- [INSTRUCTIONS FOR THE TASK]:
Lines containing the string "styles" are to be collected in full.

- [AVAILABLE RECORDS]:
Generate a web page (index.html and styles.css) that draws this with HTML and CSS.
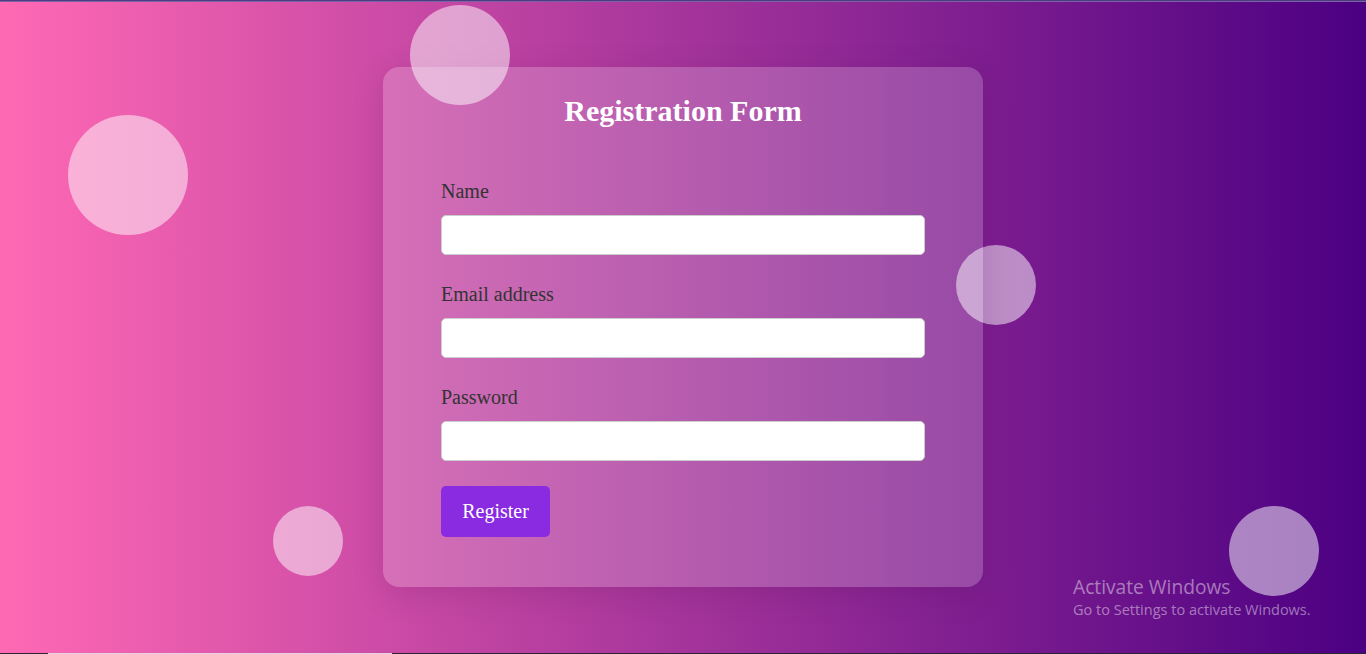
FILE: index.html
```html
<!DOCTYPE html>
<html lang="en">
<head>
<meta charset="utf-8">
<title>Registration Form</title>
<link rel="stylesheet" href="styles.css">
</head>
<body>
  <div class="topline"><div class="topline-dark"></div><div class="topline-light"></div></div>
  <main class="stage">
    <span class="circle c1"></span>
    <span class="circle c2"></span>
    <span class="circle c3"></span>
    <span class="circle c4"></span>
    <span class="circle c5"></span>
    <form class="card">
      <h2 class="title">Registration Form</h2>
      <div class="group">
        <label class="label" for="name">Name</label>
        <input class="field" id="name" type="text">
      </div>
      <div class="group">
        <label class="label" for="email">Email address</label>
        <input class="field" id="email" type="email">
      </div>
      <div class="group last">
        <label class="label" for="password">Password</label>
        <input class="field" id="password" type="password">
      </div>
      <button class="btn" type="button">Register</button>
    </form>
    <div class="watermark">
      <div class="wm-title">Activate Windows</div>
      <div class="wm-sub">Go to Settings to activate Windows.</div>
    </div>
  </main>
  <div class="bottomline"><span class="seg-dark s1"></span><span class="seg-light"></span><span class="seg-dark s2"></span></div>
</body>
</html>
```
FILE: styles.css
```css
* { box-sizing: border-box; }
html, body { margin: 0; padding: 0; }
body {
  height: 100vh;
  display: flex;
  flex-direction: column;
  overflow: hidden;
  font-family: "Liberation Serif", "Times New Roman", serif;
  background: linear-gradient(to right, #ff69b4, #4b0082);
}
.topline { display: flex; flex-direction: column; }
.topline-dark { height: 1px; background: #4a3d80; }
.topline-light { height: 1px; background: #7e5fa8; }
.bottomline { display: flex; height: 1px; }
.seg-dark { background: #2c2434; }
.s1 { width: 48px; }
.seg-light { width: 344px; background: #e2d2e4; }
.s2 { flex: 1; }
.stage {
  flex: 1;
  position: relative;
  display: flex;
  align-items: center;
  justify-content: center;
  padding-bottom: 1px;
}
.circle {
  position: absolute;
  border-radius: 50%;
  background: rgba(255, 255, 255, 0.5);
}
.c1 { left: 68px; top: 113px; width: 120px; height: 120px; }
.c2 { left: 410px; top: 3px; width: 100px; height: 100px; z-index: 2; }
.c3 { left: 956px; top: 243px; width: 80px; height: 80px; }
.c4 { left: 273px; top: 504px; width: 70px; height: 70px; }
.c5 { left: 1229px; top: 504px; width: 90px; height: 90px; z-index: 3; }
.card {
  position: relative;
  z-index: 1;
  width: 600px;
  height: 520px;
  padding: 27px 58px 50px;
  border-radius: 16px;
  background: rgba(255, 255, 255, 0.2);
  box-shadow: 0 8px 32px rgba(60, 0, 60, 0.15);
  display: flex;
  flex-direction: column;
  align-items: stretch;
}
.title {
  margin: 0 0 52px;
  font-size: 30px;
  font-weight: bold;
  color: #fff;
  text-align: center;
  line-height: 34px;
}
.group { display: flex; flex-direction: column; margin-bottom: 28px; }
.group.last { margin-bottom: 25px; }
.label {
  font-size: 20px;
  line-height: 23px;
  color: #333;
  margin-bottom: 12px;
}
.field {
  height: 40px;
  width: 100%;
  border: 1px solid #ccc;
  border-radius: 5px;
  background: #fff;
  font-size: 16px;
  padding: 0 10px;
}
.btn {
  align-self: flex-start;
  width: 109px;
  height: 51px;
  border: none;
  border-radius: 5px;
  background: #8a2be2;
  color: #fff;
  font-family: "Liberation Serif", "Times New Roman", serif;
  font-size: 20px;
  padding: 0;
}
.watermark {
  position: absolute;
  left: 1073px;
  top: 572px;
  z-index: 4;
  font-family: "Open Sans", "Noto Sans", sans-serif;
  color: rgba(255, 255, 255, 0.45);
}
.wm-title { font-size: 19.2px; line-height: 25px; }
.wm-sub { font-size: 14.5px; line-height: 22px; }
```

---

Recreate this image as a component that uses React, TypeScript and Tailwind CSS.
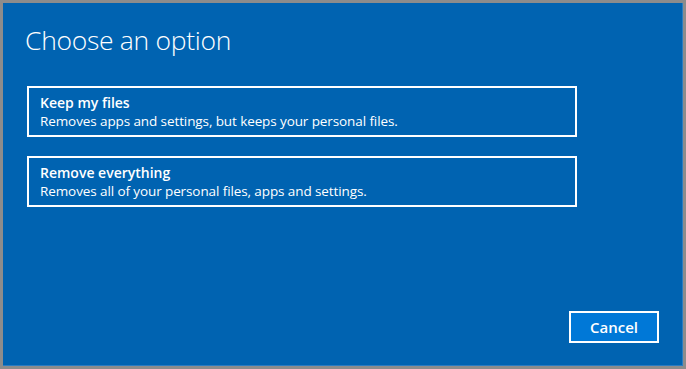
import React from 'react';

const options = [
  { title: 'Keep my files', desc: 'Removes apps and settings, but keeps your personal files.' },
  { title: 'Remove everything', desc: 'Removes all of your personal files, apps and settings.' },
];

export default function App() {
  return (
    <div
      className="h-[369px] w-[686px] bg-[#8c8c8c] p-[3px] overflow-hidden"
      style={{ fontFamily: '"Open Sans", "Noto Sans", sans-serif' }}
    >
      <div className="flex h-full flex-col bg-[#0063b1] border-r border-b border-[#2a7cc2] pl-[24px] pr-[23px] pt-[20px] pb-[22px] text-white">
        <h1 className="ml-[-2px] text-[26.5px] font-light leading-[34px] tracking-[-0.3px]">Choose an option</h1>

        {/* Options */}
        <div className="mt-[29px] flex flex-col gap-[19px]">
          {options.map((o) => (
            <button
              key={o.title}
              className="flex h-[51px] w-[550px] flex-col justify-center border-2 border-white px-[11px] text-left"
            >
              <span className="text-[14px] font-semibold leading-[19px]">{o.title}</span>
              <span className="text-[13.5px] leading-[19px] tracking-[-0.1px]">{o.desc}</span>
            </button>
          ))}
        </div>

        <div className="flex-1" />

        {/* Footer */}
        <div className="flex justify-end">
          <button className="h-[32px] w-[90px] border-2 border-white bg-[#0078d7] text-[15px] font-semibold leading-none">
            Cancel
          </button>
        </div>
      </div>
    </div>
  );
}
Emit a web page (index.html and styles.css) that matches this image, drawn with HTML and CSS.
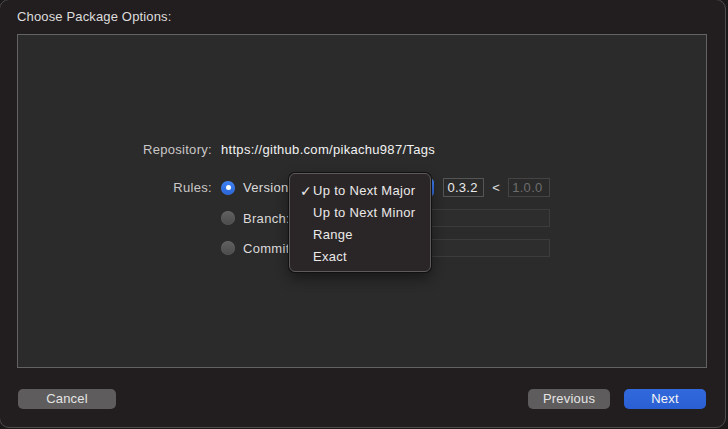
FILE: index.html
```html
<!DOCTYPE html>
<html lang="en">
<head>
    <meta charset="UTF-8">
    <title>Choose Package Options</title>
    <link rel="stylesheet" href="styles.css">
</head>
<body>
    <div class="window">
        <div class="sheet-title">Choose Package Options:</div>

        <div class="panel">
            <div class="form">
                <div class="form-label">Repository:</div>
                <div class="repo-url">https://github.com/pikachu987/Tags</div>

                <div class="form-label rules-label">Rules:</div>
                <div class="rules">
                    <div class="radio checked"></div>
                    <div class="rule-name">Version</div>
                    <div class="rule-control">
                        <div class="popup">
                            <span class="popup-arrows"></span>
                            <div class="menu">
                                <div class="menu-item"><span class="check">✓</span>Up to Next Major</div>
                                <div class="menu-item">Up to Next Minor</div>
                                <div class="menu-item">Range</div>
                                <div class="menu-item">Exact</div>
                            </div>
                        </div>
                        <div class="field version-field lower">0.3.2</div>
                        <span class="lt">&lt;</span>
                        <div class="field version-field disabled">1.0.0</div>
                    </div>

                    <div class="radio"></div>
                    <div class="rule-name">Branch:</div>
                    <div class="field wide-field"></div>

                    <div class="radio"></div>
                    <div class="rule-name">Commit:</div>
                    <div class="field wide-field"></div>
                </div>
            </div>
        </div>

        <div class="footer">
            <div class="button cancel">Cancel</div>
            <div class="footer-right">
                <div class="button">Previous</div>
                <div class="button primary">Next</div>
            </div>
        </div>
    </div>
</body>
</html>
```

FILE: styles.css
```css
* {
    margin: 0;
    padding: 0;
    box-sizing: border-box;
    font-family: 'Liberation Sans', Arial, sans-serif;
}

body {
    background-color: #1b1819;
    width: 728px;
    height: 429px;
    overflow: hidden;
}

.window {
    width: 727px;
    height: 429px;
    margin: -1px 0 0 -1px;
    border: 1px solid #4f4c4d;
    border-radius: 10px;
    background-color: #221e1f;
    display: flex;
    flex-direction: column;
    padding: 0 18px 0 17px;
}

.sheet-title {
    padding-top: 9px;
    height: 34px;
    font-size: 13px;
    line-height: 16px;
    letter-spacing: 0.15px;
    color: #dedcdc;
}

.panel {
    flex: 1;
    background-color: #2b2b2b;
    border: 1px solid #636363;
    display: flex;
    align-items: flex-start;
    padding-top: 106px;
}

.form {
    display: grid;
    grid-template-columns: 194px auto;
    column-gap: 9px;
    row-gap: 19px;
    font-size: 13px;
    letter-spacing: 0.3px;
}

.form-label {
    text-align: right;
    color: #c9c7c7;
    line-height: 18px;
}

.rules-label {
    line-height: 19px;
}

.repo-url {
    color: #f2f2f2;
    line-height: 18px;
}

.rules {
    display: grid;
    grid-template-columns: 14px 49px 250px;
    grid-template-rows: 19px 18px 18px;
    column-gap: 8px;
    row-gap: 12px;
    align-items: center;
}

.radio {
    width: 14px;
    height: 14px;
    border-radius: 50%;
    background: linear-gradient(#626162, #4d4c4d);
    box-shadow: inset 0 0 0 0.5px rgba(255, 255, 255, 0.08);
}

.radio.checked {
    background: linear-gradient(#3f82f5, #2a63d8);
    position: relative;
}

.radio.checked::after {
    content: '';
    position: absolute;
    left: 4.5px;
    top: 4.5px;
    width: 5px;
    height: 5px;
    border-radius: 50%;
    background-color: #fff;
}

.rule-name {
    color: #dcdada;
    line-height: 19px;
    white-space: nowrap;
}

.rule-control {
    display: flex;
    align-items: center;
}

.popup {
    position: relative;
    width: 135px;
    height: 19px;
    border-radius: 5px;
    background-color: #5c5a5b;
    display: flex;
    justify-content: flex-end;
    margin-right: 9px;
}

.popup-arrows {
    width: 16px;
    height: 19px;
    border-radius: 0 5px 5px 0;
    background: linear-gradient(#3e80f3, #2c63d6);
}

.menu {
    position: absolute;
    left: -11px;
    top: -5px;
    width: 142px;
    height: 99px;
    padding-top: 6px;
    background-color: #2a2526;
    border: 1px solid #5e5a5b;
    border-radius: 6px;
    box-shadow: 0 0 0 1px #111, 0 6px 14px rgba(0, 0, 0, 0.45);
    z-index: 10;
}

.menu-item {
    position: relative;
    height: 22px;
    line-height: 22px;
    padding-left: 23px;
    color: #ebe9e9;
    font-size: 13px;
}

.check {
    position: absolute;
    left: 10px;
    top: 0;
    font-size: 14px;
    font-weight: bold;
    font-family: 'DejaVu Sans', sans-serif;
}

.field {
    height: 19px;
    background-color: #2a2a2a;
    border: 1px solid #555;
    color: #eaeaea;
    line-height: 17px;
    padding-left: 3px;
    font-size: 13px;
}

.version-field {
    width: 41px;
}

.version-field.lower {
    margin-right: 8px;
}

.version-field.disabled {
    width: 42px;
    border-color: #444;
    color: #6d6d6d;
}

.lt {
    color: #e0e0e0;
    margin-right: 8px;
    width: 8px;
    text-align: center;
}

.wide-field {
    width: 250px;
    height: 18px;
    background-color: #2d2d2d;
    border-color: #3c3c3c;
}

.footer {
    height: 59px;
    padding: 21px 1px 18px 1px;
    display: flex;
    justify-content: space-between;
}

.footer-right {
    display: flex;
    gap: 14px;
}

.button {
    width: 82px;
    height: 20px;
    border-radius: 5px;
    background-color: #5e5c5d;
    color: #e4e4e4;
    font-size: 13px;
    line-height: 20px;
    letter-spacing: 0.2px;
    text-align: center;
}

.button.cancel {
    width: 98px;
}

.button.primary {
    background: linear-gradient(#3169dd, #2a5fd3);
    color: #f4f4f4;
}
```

- [FINAL RESULT]:
Generate a web page (index.html and styles.css) that draws this with HTML and CSS.
<link rel="stylesheet" href="styles.css">
FILE: styles.css
Emit a web page (index.html and styles.css) that matches this image, drawn with HTML and CSS.
    <link rel="stylesheet" href="styles.css">
FILE: styles.css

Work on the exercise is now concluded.